_Required work:_
Retype exactly the lines from the first one through the line with "solid #8c8f94;border-radius:4px;font-size:27px;padding:7px 0", including both ends; skip any pictures.

++++++

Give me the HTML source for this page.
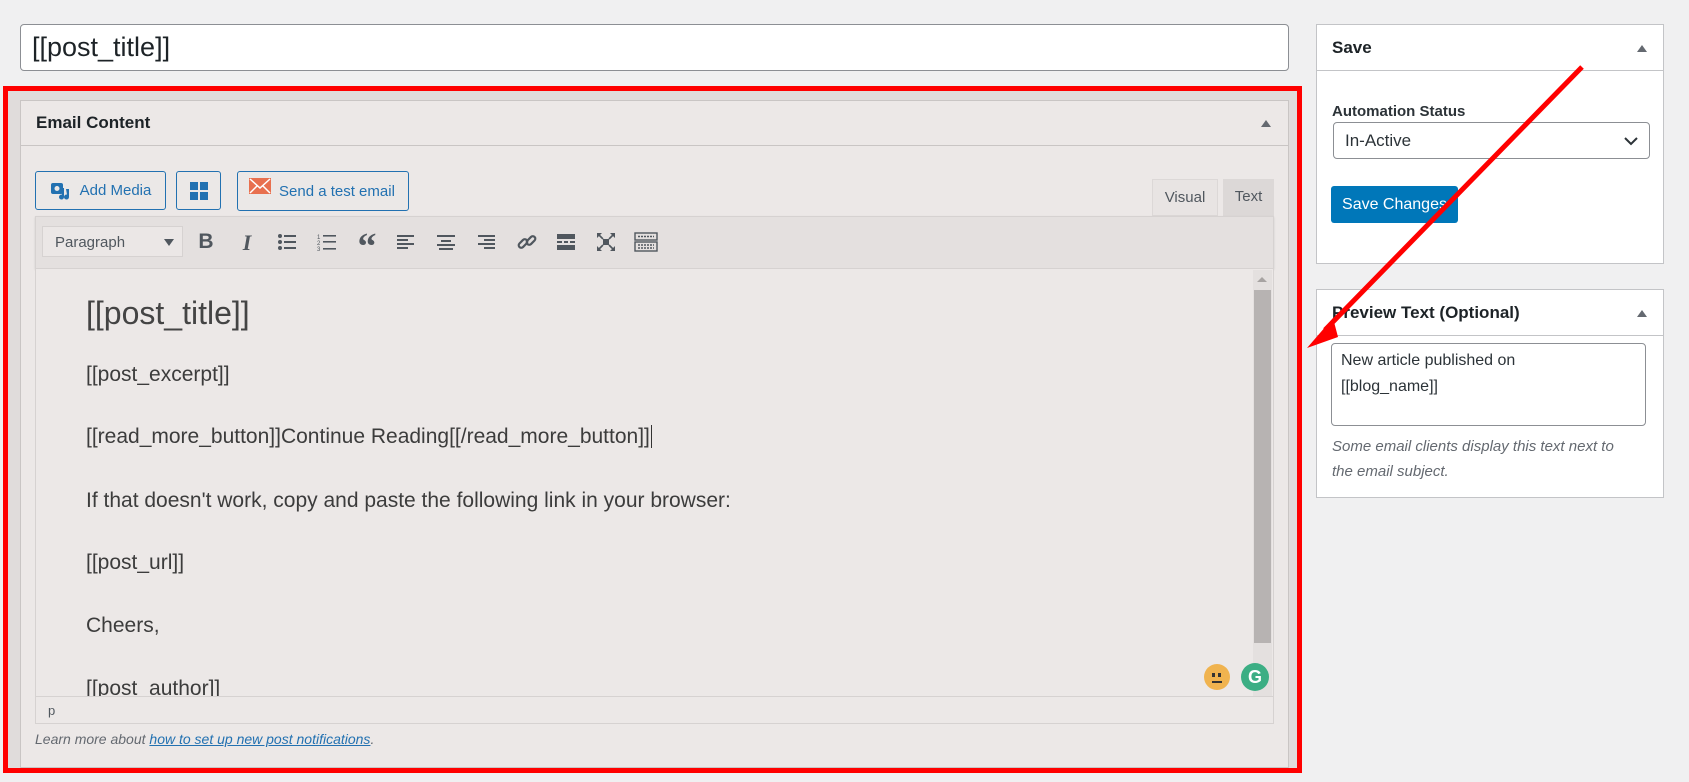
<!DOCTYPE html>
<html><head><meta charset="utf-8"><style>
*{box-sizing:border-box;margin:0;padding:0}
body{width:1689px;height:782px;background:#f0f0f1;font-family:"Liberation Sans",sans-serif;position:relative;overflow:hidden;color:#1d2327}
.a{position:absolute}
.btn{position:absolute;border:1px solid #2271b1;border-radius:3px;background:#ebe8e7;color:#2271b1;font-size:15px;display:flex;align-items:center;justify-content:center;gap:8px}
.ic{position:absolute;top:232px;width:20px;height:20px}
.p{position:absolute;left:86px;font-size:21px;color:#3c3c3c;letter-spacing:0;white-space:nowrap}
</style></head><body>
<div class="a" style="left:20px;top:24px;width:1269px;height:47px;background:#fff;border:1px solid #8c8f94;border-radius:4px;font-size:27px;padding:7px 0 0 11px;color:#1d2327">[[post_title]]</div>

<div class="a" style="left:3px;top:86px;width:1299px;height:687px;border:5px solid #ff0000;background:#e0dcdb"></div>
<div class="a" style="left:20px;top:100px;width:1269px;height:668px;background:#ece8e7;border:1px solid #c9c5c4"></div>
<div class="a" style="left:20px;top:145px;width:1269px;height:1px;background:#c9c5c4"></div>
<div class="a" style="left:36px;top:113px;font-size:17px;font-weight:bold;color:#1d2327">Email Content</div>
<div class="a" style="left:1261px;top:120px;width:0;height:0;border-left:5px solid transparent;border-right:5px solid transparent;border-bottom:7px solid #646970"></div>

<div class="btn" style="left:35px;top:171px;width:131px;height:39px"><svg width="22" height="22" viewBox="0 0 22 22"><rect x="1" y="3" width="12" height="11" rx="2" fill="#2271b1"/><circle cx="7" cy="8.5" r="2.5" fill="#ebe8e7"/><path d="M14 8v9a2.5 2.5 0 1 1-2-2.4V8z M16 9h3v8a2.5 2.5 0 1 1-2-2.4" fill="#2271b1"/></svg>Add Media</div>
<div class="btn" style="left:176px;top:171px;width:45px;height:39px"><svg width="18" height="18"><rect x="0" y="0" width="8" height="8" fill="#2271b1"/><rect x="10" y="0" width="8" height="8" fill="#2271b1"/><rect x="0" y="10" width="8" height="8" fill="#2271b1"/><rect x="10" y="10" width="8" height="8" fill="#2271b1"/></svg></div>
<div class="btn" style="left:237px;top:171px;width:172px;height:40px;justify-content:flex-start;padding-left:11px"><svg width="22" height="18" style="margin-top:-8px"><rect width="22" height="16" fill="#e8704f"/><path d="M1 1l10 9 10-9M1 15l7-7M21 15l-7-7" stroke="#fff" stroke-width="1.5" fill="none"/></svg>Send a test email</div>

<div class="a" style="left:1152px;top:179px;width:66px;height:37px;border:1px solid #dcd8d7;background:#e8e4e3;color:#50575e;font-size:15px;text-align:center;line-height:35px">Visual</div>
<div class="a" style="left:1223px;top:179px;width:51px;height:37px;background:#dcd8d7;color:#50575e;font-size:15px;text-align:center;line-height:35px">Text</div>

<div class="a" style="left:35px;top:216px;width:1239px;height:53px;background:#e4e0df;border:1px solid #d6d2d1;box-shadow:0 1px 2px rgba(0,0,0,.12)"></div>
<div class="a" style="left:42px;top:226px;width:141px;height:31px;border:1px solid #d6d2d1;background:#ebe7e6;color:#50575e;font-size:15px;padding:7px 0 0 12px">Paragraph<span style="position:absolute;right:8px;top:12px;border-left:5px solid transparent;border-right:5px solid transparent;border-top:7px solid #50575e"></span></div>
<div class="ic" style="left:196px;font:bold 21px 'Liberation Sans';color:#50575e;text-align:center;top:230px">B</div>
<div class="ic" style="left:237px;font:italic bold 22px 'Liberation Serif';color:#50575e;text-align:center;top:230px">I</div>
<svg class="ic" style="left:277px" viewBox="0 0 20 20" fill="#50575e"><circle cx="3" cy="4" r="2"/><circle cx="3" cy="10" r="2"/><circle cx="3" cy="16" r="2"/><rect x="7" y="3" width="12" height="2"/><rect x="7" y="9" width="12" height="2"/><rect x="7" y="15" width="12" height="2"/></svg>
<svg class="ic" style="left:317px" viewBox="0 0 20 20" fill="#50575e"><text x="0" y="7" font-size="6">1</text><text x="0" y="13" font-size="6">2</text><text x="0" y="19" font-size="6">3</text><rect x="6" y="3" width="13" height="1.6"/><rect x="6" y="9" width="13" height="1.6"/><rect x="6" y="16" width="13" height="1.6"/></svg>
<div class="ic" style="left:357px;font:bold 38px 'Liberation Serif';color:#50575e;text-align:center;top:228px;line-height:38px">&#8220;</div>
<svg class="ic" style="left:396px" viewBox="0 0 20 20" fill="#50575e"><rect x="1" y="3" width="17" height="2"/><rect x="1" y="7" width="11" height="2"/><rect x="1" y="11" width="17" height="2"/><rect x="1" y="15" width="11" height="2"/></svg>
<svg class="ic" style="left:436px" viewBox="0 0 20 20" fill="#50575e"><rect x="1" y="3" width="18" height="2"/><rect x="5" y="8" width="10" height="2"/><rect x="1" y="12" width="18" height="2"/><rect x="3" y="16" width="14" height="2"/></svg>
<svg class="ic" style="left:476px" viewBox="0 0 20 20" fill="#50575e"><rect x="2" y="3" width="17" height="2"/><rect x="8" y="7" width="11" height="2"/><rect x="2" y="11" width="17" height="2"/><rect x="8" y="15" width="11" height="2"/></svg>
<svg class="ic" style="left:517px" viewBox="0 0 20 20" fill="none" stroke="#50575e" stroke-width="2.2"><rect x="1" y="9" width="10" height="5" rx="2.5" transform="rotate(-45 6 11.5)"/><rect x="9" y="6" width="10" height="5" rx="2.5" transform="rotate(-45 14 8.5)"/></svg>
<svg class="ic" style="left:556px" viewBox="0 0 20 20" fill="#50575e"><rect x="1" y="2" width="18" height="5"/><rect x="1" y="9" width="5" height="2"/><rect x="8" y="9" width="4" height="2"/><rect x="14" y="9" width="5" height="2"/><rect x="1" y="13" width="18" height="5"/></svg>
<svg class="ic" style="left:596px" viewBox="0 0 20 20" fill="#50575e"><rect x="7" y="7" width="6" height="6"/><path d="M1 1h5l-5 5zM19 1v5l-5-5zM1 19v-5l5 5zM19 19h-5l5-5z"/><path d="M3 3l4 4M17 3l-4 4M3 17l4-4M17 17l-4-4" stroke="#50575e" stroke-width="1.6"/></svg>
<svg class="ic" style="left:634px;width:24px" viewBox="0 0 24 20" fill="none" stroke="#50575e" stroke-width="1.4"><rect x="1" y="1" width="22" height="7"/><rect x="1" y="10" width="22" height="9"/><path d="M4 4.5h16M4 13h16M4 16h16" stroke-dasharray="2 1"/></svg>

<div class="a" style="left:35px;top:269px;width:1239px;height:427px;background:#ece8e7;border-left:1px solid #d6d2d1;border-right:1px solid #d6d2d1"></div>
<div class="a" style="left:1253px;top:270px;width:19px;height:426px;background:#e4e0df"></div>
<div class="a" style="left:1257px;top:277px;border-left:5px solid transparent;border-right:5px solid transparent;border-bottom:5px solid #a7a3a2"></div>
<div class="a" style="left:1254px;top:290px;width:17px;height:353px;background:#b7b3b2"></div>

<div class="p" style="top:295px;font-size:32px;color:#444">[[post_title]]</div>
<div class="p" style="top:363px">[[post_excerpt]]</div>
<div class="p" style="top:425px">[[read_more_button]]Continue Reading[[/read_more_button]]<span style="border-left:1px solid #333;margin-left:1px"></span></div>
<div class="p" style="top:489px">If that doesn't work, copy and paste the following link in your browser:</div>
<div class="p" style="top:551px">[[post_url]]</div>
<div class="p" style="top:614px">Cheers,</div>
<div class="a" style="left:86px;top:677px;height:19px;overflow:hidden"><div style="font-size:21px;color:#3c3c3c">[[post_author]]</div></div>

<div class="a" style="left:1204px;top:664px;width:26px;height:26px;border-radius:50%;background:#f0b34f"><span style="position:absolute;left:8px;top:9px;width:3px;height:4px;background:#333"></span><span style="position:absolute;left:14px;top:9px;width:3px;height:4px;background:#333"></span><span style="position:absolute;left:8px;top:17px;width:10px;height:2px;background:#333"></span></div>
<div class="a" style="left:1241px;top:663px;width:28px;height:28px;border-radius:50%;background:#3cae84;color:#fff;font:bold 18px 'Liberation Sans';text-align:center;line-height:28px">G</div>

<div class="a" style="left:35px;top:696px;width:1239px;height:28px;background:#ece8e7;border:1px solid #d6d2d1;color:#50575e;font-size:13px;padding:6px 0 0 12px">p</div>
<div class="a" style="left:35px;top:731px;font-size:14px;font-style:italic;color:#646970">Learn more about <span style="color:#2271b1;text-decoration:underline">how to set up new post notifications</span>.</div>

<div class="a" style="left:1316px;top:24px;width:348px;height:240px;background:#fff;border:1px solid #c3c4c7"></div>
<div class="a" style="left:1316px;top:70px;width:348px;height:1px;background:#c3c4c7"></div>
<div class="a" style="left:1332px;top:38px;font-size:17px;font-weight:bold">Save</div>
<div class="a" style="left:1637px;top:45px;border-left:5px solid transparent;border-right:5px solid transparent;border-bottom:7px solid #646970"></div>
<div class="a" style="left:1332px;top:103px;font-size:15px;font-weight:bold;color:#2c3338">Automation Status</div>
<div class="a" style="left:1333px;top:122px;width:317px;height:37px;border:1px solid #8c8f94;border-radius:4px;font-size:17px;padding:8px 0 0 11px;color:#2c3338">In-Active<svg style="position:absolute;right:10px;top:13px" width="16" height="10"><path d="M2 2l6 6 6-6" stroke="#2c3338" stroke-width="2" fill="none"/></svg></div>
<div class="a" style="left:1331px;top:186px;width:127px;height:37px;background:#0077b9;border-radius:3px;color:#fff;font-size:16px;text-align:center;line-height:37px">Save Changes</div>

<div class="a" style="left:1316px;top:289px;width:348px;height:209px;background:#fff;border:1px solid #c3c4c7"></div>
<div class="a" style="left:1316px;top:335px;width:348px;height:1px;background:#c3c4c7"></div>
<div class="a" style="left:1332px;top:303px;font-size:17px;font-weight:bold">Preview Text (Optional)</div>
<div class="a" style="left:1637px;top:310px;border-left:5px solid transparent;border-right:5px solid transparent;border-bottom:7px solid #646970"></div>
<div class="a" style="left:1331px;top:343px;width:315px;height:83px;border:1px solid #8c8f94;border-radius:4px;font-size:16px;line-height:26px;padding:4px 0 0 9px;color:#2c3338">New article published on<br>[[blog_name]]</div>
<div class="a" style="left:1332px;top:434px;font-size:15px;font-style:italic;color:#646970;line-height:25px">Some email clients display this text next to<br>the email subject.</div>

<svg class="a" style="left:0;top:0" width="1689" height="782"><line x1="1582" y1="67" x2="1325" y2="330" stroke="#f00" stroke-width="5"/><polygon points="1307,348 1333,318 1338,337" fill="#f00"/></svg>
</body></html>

++++++

_Result of this exercise:_
Give me the HTML source for this page.
<!DOCTYPE html>
<html><head><meta charset="utf-8"><style>
*{box-sizing:border-box;margin:0;padding:0}
body{width:1689px;height:782px;background:#f0f0f1;font-family:"Liberation Sans",sans-serif;position:relative;overflow:hidden;color:#1d2327}
.a{position:absolute}
.btn{position:absolute;border:1px solid #2271b1;border-radius:3px;background:#ebe8e7;color:#2271b1;font-size:15px;display:flex;align-items:center;justify-content:center;gap:8px}
.ic{position:absolute;top:232px;width:20px;height:20px}
.p{position:absolute;left:86px;font-size:21px;color:#3c3c3c;letter-spacing:0;white-space:nowrap}
</style></head><body>
<div class="a" style="left:20px;top:24px;width:1269px;height:47px;background:#fff;border:1px solid #8c8f94;border-radius:4px;font-size:27px;padding:7px 0 0 11px;color:#1d2327">[[post_title]]</div>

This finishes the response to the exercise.